Data extract:
┄┄┄┄┄┄┄┄┄┄
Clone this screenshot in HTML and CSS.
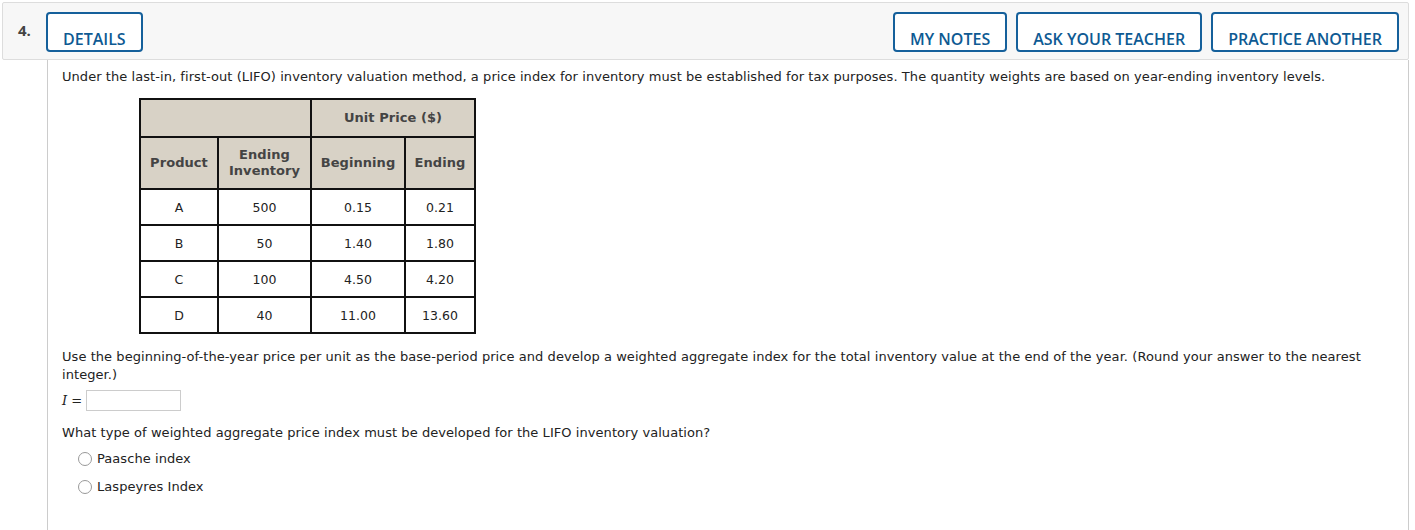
┄┄┄┄┄┄┄┄┄┄
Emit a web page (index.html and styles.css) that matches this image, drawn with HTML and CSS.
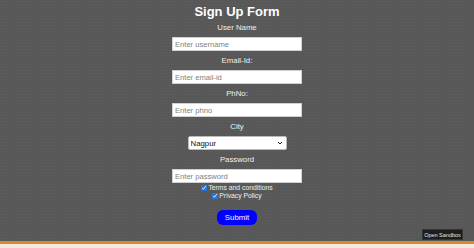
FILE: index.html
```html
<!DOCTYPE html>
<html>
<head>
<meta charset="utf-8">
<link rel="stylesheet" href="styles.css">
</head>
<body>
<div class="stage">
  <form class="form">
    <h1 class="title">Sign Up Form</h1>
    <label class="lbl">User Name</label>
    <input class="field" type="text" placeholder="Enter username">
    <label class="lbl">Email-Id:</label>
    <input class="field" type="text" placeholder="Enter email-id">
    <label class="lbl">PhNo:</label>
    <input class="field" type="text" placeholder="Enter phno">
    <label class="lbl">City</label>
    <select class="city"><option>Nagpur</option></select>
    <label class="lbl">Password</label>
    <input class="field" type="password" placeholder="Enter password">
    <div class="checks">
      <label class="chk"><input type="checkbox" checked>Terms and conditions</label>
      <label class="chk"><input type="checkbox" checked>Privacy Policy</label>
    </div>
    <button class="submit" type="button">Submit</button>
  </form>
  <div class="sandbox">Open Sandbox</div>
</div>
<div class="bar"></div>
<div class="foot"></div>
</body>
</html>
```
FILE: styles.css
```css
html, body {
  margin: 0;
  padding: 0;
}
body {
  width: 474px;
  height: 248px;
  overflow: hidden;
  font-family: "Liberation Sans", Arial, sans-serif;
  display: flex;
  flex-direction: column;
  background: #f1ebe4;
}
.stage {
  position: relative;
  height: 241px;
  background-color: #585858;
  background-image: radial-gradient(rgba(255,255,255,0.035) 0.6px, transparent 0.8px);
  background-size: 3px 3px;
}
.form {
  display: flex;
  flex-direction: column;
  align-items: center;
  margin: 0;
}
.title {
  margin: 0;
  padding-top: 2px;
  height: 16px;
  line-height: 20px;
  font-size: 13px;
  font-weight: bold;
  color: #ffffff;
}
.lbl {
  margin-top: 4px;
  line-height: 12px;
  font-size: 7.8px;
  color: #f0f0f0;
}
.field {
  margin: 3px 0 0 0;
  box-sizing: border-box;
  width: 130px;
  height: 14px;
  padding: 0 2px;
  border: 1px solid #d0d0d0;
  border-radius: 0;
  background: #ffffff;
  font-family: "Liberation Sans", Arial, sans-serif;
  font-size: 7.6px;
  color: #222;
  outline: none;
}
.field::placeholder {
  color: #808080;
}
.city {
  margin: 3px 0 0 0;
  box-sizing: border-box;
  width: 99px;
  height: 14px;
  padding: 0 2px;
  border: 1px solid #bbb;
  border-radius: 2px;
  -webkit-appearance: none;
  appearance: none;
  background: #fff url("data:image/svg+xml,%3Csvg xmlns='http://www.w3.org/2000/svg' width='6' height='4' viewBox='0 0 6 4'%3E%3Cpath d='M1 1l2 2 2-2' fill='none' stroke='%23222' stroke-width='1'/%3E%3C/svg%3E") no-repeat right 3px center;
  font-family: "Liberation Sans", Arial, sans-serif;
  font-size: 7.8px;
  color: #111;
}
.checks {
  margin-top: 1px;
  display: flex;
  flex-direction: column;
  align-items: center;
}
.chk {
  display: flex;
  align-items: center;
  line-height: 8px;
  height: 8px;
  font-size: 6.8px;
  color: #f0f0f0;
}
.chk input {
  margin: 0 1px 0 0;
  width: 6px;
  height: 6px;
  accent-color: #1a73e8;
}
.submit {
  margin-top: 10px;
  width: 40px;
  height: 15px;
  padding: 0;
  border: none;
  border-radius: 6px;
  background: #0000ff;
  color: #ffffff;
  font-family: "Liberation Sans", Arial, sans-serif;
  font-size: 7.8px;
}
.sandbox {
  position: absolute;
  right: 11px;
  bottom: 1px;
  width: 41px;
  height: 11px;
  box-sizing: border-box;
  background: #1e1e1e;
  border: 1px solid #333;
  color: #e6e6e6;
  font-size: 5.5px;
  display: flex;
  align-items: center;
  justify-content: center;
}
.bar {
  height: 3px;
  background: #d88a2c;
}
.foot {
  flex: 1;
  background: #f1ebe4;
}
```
┄┄┄┄┄┄┄┄┄┄
What the task requires:
Count each line where the string "index" occurs, and write only the number.

Full solution:
2